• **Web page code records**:
= = = = = = =
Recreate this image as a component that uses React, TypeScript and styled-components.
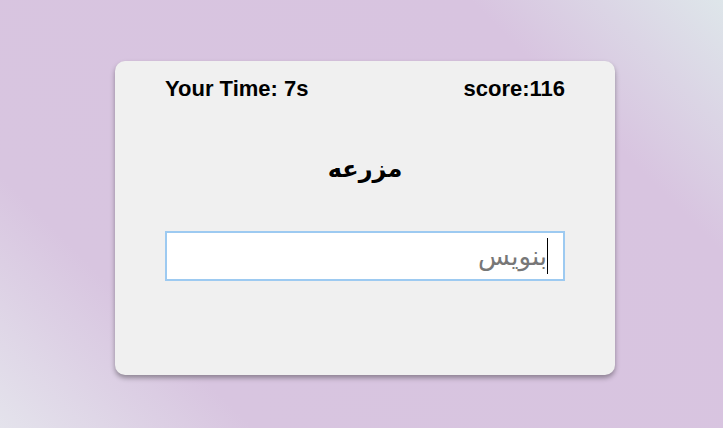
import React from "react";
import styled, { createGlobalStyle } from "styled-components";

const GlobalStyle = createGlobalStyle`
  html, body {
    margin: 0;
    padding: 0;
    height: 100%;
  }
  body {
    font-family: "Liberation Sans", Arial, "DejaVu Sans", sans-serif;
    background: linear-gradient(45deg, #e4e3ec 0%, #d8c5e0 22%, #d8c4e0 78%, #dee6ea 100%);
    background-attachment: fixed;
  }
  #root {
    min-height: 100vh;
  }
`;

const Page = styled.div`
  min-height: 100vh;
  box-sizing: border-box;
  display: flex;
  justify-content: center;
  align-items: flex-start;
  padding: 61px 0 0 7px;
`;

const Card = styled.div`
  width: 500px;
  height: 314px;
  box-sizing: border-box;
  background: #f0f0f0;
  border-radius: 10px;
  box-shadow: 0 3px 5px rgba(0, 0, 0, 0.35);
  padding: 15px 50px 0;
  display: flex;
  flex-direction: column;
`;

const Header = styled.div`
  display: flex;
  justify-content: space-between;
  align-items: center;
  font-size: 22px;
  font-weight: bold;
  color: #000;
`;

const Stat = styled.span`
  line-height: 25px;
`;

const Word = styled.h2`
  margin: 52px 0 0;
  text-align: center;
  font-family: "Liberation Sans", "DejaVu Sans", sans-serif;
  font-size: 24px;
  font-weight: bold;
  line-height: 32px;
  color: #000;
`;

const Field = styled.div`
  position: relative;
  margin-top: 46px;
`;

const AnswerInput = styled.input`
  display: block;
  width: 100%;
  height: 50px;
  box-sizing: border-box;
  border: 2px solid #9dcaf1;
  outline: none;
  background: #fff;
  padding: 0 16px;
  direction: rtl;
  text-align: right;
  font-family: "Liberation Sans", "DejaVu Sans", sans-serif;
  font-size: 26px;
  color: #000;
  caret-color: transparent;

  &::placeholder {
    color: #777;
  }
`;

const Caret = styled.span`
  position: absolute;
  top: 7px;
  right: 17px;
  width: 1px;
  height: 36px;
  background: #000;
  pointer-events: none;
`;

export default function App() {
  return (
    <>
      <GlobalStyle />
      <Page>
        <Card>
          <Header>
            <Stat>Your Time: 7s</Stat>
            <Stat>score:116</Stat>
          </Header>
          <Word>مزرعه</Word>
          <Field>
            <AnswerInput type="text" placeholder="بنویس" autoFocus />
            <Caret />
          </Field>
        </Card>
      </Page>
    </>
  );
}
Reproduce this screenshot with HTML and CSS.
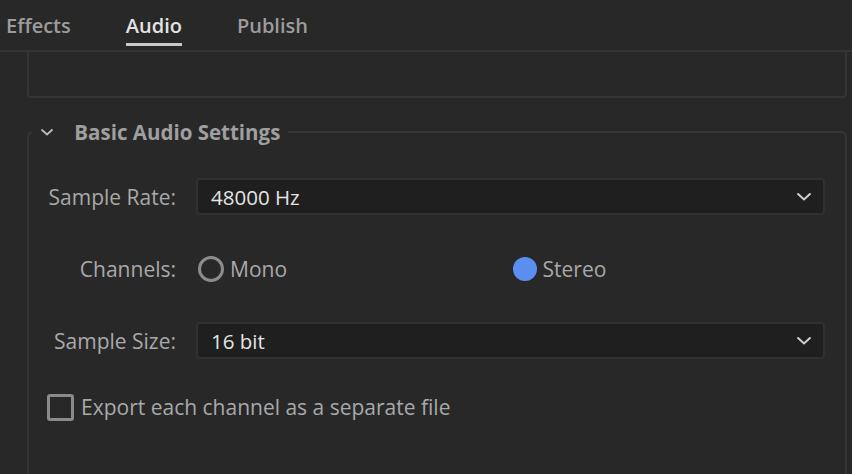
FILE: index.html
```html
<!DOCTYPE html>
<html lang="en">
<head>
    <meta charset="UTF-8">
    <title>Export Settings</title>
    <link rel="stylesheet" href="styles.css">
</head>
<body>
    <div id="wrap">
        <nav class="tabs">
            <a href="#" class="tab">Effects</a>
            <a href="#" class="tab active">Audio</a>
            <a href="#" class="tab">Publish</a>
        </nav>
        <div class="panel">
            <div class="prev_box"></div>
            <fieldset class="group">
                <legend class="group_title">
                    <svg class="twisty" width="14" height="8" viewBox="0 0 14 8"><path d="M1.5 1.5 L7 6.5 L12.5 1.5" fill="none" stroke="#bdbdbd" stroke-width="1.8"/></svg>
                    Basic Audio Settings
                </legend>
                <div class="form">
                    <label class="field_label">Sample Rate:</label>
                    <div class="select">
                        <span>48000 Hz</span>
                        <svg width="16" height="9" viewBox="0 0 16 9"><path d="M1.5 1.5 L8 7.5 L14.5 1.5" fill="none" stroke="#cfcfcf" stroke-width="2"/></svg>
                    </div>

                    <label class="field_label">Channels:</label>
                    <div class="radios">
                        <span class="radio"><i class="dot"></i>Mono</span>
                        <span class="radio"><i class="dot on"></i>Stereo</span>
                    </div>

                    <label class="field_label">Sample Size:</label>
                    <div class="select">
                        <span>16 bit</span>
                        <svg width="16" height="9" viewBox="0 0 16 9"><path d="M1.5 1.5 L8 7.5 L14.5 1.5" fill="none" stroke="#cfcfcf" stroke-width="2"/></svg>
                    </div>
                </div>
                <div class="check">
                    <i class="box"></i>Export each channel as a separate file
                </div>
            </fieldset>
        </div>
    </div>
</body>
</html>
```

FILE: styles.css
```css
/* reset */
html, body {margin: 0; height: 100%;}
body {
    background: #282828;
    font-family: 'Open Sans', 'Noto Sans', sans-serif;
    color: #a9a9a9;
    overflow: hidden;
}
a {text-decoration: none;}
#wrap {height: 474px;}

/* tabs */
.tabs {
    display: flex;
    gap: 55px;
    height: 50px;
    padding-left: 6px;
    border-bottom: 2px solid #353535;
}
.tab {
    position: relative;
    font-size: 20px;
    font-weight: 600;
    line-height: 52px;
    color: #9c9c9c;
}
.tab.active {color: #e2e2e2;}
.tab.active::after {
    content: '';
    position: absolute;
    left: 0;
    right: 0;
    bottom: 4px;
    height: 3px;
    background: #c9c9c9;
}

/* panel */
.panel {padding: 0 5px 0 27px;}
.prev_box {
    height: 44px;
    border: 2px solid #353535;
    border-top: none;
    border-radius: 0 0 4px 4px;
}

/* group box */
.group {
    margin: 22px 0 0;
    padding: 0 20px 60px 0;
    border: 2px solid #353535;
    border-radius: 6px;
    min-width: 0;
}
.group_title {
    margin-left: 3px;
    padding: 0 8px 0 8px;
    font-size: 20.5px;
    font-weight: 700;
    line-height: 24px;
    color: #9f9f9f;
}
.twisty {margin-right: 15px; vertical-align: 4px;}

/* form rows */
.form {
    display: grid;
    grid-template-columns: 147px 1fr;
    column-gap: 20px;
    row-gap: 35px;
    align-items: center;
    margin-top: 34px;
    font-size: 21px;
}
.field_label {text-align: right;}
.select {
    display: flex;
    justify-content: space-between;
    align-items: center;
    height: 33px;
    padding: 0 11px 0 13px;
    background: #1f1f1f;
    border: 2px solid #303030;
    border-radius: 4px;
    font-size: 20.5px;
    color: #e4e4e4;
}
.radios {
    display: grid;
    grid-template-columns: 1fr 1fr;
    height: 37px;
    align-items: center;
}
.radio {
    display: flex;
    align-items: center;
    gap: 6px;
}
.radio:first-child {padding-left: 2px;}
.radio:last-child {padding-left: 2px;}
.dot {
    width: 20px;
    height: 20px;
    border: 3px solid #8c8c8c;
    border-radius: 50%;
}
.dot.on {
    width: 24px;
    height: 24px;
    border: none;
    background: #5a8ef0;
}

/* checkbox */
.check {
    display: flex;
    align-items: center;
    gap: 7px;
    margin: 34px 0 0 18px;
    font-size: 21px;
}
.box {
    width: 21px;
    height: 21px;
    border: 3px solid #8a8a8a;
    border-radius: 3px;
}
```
= = = = = = =
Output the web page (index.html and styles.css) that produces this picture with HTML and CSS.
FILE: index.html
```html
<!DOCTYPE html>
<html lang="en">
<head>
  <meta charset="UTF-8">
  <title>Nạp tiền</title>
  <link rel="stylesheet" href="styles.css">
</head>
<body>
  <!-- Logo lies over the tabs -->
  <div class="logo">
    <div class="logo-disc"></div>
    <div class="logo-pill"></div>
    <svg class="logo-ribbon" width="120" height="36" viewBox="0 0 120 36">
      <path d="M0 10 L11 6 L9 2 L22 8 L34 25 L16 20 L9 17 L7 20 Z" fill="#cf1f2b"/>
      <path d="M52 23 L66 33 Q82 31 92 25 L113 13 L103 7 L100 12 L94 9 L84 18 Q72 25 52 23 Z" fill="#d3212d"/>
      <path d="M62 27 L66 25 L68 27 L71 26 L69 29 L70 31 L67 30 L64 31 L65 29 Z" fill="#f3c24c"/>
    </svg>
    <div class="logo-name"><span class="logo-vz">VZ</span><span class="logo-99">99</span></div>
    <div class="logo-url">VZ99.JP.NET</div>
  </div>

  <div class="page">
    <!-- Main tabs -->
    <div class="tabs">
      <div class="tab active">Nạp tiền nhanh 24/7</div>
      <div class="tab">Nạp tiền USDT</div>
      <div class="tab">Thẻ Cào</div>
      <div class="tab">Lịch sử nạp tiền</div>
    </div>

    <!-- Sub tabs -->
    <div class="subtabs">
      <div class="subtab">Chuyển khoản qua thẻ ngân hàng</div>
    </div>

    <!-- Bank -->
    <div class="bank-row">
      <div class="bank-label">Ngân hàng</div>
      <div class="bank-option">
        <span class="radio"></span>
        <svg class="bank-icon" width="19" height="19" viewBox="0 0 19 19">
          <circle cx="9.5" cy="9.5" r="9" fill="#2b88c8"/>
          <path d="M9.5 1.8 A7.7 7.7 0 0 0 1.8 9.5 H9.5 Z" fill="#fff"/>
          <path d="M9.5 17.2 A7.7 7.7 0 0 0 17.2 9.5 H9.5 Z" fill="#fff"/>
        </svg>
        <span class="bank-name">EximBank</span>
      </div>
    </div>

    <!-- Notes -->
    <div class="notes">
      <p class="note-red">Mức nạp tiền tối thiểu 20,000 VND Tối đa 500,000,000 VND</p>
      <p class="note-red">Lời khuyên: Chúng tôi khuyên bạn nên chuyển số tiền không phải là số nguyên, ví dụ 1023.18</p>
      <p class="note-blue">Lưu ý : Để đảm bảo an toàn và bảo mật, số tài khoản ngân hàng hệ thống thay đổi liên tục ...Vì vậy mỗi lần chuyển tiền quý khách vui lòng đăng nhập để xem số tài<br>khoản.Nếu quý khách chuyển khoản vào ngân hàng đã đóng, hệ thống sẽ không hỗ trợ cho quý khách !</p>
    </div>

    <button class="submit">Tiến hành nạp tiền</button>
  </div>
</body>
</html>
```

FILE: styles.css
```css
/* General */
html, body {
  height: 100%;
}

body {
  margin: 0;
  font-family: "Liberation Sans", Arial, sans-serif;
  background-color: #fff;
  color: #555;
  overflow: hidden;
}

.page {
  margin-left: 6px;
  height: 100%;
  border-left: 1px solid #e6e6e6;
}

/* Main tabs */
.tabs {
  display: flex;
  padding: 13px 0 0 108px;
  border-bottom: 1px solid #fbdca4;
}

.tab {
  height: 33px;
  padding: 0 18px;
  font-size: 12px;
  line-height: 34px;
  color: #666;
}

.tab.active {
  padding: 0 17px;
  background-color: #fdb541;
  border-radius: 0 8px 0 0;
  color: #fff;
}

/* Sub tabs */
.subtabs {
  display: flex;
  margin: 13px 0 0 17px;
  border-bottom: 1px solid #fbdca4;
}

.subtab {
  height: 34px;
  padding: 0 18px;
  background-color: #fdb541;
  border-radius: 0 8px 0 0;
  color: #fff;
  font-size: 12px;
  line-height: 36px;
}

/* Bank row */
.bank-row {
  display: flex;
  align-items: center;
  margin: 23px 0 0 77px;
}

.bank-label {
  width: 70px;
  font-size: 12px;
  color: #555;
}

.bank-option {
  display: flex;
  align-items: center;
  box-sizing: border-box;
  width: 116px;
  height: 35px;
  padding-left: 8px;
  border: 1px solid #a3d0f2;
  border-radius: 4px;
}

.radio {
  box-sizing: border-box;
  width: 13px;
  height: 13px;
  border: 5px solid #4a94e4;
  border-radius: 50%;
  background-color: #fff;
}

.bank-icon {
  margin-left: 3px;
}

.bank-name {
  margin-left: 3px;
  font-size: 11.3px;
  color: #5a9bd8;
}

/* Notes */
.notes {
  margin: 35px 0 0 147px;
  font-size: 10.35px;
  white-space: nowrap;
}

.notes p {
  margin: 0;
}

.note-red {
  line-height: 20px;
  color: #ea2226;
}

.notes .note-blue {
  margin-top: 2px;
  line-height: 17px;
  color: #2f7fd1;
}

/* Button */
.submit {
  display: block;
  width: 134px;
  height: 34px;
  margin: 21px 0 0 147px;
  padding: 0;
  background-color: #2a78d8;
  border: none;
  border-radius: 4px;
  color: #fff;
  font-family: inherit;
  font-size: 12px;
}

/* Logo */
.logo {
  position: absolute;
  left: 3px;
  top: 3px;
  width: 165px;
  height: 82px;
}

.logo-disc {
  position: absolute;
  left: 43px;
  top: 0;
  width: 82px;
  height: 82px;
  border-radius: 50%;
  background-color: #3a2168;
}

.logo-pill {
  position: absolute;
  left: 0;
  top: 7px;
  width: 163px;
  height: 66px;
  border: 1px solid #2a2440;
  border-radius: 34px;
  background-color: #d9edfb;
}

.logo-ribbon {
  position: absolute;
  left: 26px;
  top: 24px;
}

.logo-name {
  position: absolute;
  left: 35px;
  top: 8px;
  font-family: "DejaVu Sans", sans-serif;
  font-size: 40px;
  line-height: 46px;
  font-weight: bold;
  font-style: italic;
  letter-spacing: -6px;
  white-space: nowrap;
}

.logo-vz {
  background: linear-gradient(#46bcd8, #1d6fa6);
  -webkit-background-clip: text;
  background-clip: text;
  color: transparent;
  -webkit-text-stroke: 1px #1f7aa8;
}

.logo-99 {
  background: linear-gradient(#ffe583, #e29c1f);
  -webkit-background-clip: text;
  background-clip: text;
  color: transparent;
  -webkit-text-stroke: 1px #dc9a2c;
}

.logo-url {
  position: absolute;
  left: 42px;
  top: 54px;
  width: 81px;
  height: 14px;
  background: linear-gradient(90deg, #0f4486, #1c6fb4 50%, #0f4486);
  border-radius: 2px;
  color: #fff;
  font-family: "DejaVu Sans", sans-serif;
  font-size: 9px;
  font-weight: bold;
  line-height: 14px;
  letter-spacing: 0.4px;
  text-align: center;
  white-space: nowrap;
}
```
= = = = = = =
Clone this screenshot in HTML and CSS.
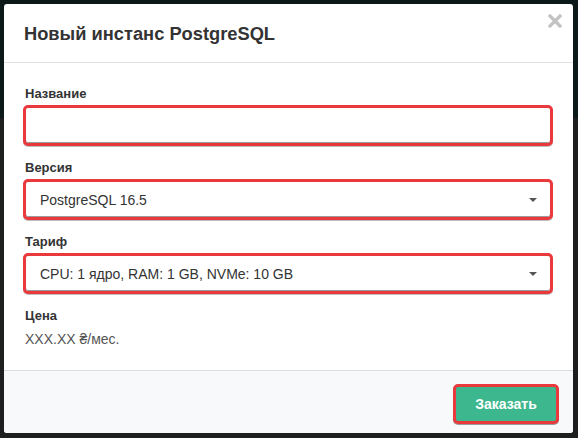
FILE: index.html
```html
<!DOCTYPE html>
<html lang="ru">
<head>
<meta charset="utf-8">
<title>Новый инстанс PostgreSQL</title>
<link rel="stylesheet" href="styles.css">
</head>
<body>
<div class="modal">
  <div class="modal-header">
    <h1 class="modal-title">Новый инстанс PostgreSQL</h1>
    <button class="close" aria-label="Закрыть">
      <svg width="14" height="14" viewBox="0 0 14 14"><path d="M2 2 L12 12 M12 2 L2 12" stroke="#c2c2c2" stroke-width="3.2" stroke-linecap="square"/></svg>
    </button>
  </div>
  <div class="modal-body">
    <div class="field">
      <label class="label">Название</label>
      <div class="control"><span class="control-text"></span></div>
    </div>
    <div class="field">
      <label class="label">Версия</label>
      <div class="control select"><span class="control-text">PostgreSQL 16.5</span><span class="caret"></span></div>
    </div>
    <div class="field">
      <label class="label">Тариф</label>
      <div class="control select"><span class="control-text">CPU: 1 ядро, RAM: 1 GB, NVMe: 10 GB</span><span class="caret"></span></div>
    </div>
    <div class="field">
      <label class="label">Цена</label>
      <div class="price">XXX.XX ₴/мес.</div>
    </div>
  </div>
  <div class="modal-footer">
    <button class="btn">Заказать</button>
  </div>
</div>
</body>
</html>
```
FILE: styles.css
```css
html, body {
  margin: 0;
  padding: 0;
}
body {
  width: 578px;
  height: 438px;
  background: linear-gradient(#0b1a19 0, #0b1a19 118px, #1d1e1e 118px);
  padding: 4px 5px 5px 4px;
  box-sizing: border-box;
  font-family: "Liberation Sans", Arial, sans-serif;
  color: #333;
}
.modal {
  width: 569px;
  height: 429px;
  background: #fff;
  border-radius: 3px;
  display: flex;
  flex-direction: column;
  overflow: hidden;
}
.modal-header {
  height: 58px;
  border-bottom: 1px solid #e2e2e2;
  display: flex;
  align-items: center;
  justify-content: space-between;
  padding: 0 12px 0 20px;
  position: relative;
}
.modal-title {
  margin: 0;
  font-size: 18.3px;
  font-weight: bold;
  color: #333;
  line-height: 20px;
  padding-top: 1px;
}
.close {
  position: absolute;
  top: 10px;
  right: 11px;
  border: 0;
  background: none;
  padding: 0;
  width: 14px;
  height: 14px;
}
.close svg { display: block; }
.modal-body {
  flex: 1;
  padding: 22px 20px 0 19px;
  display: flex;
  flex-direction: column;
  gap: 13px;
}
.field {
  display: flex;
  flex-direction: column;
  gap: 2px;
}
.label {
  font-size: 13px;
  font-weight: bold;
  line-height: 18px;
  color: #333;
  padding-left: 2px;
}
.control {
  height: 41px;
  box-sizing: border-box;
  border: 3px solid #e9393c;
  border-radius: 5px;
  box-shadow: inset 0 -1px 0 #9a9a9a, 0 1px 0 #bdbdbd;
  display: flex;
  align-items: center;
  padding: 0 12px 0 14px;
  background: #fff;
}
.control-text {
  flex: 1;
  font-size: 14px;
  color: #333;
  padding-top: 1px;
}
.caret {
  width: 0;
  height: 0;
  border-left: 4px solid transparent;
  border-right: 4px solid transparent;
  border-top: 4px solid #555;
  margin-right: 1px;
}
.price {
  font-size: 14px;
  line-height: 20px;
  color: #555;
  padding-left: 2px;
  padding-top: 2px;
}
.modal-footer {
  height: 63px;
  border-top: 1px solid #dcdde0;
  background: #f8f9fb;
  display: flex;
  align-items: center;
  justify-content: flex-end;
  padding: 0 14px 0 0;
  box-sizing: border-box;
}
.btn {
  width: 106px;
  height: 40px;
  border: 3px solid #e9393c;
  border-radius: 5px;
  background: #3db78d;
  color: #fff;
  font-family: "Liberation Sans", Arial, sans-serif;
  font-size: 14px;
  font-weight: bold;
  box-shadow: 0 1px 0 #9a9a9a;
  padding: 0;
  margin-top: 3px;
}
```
= = = = = = =
• **Task**:
Copy out every line holding the string "React".

• **Task result**:
Recreate this image as a component that uses React, TypeScript and styled-components.
import React from "react";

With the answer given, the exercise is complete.